The 11th grade math emphasize on the learning of basics of the topics that are required now on higher levels and serves as a base level for these new concepts. 

11th grade math is a strong foundation for higher level mathematics as now stress is laid on the application part completely along with more complex topics that starts from here.

11th Grade Math

The basics for new concepts are cleared with lots and lots of emphasis on their application part and on how to make use of the concept in real life. This will increase the knowledge and application behavior of the student towards the concept that is taken up.
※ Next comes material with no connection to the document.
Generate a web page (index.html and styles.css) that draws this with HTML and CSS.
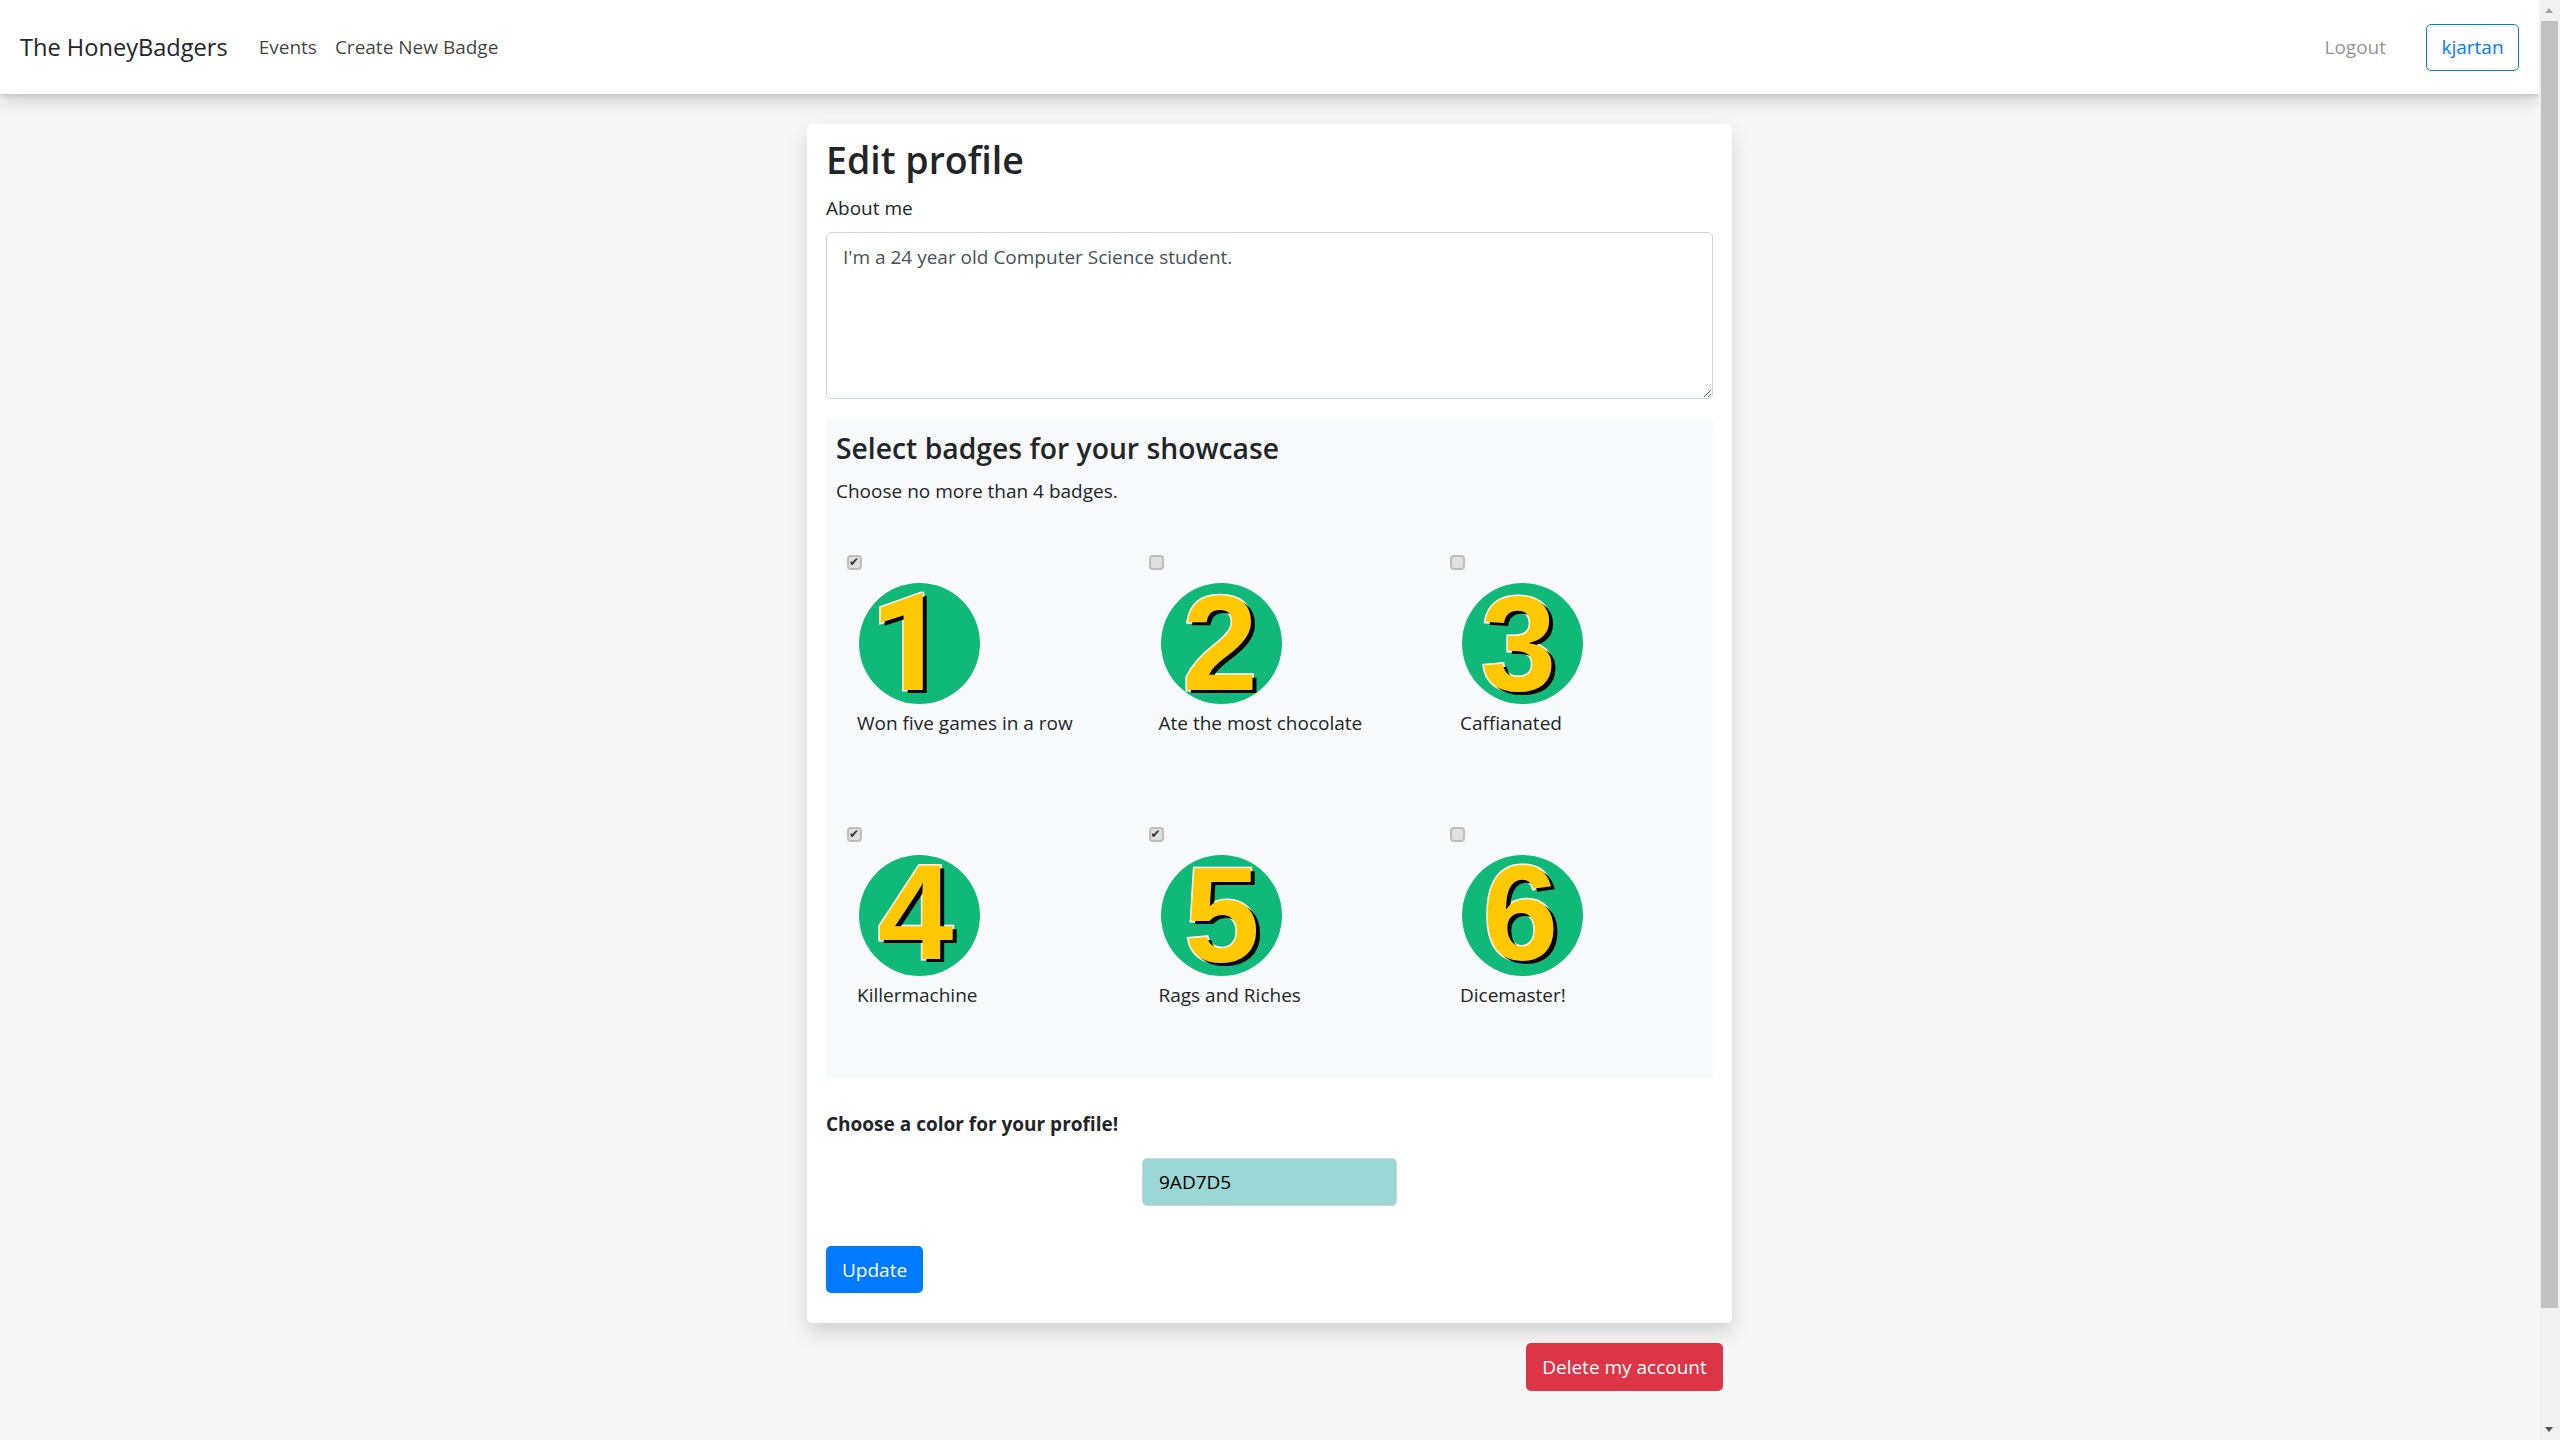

With constant practice and revision on timely basis, a student can easily understand all the levels of whatever is being taught to him or her which may be easy, intermediate or difficult levels. 


Grade 11th math is divided in two types: Mathematics I and Mathematics II.
The common topics included in both Mathematics I and II are: sequences and series, permutations & combinations, binomial theorem, principal of mathematical induction, straight lines, sets, relations and functions, trigonometric functions, linear and quadratic inequalities, limits & continuity and probability.

The topics that differ in mathematics-I are: conic sections, introduction to three dimensional geometry, complex numbers & quadratic equations.

The topics that differ in mathematics II are: stocks, shares and debentures, statistics, average and partition values.
The difference in topics is due to the use of them in the type of studies a student has opted for. We all know that 11th grade is the time when a student decides on whether to move ahead with science subjects, or commerce subjects or arts etc. Basically the time of deciding subjects on the basis of choice of career comes in this grade. Mathematics is a common subject to all the sections of choices made. 

The difference lies in the matter of study. Likewise a commerce student does not need to study vectors as such neither does a engineering student needs to study about shares and debentures. So the matter is divided differently where we see some of the topics are still common which all have to study. The engineering math students need to study mathematics I while the commerce based students require learning of mathematics II. This idea made it easier for students for wasting time and logical energy on the topics that are not concerned to their field at all.


Here is a problem that is taken up in 11th grade math which is common in both mathematics I and II:

Example  1: Given a statement: sum of ‘n’ natural numbers is equal to n(n + 1)/2.

Solution: Let us check for n = 1.

When $n$ = 1, $\frac{n(n + 1)}{2}$ = $\frac{1(1 + 1)}{2}$ = 1

We can see it is true for base case.

Assuming that for some $k \leq n$, the statement is true.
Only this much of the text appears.